Written by Doug Elfman, Television Critic

I once sat in a car forever waiting for my mom to come out of a grocery store. I thought that was the definition of “interminable.” I had no idea “The Path to 9/11” was in my future.

This is what happens during 4 1/2 lonnnng hours of “Path.” Terrorists talk about killing Americans for Allah. FBI and other security officials try to track them but fail. 9/11 happens.

You don’t say.

This is the most anticlimactic, tension-free movie in the history of terrorist TV.

It’s hard to fathom a brouhaha brewed over such a bore. ABC has received tens of thousands of letters — including one from Bill Clinton’s office — insisting “Path” is wildly inaccurate and should not air. But ABC still plans to air the two-part movie.

Controversy could boost viewership, except “Path” is the dullest, worst-shot TV movie since ABC’s disastrous “Ten Commandments” remake. It substitutes shaky handheld cameras and dumb dialogue for craftsmanship. It could not be more amateurish or poorly constructed unless someone had forgotten to light the sets.

An appalling secondary concern is the tone makes almost every pre-9/11 American look like a fool.

Look, there’s a security guard yawning while terrorists plant the 1993 bomb at the World Trade Center. How dare a security guard work while tired.

Oh, hey, there’s an airline agent checking in a 9/11 terrorist even though he has a carry-on bag. Stupid airline agents.

Excuse us all, writer Cyrus Nowrasteh and director David L. Cunningham, for not acting like Hitler Youth in the glory days before ordinary Americans knew commercial planes could be turned into missiles.

Idiots.

Cheap emotions are on orange alert. Of all the people who died in the 1993 attack, who does the camera focus on? Ding-ding-ding, you are a winner if you said “a pregnant woman rubbing her belly.”

Harvey Keitel and Donnie Wahlberg portray key U.S. agents who give canny speeches about how they can’t take out Osama bin Laden because politicians and high-ranking officials balk at giving them the OK. This is the big lie around which other lies scurry, according to both Republican and Democratic policy experts.

If you read some of the investigations into 9/11, you realize fault spreads far and wide, from FBI and CIA agents to politicians of both parties. “Path” depicts most of these Americans as villainous morons, rather than as flawed people committing errors.

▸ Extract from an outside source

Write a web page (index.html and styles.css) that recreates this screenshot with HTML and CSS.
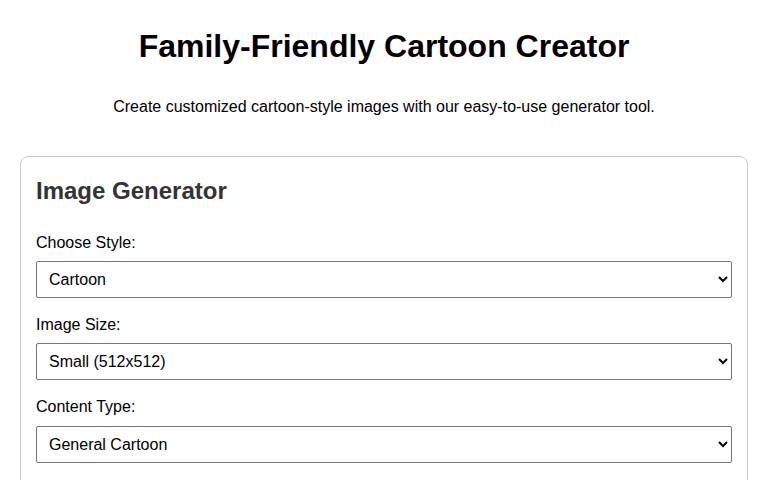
FILE: index.html
```html
<!DOCTYPE html>
<html>
<head>
<meta charset="utf-8">
<link rel="stylesheet" href="styles.css">
</head>
<body>
<div class="page">
  <h1 class="title">Family-Friendly Cartoon Creator</h1>
  <p class="intro">Create customized cartoon-style images with our easy-to-use generator tool.</p>
  <div class="card">
    <h2 class="card-title">Image Generator</h2>
    <div class="group">
      <label class="label" for="style">Choose Style:</label>
      <select class="select" id="style">
        <option>Cartoon</option>
        <option>Anime</option>
        <option>Watercolor</option>
      </select>
    </div>
    <div class="group">
      <label class="label" for="size">Image Size:</label>
      <select class="select" id="size">
        <option>Small (512x512)</option>
        <option>Medium (768x768)</option>
        <option>Large (1024x1024)</option>
      </select>
    </div>
    <div class="group">
      <label class="label" for="type">Content Type:</label>
      <select class="select" id="type">
        <option>General Cartoon</option>
        <option>Animals</option>
        <option>Landscapes</option>
      </select>
    </div>
  </div>
</div>
</body>
</html>
```
FILE: styles.css
```css
html, body {
  margin: 0;
  padding: 0;
  background: #fff;
}
body {
  font-family: "Liberation Sans", Arial, sans-serif;
  color: #000;
}
.page {
  padding: 28px 20px 20px;
}
.title {
  font-size: 32px;
  font-weight: bold;
  text-align: center;
  margin: 0 0 32px;
  line-height: 37px;
}
.intro {
  font-size: 16px;
  text-align: center;
  margin: 0 0 39px;
  line-height: 20px;
}
.card {
  border: 1px solid #ccc;
  border-radius: 8px;
  padding: 20px 15px;
}
.card-title {
  font-size: 24px;
  font-weight: bold;
  color: #333;
  margin: 0 0 28.5px;
  line-height: 28px;
}
.group {
  display: flex;
  flex-direction: column;
  margin-bottom: 18px;
}
.label {
  display: block;
  font-size: 16px;
  line-height: 18.4px;
  margin-bottom: 9px;
}
.select {
  width: 100%;
  height: 37px;
  box-sizing: border-box;
  padding: 0 8px;
  font-family: "Liberation Sans", Arial, sans-serif;
  font-size: 16px;
  border: 1px solid #767676;
  border-radius: 2px;
  background: #fff;
  color: #000;
}
```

The film uses composite characters and ignores some real players. A section centering on Yemen is laughable to anyone who read Lawrence Wright’s recent New Yorker piece on Ali Soufan, who was the only Arabic-speaking FBI agent in New York. He was thisclose to busting the terrorists but got stonewalled by CIA agents who didn’t share information.

Soufan was a pivotal point man on the path to 9/11. He is not a character in “The Path to 9/11.”

Ground Zero is a sobering soil worthy of facts, not flimsy fiction. The victims of 9/11 deserve 2,996 times more careful and compelling filmmaking than what Nowrasteh, Cunningham and ABC have bored together. They are bearing false witness to the memory of the fallen.

Key scenes draw flak as false or misleading

More than 25,000 people have written to ABC to complain about “The Path to 9/11,” penned by Cyrus Nowrasteh, whom Rush Limbaugh calls a friend. On Thursday, Bill Clinton’s office called for ABC to “fully correct all errors or pull the drama entirely.”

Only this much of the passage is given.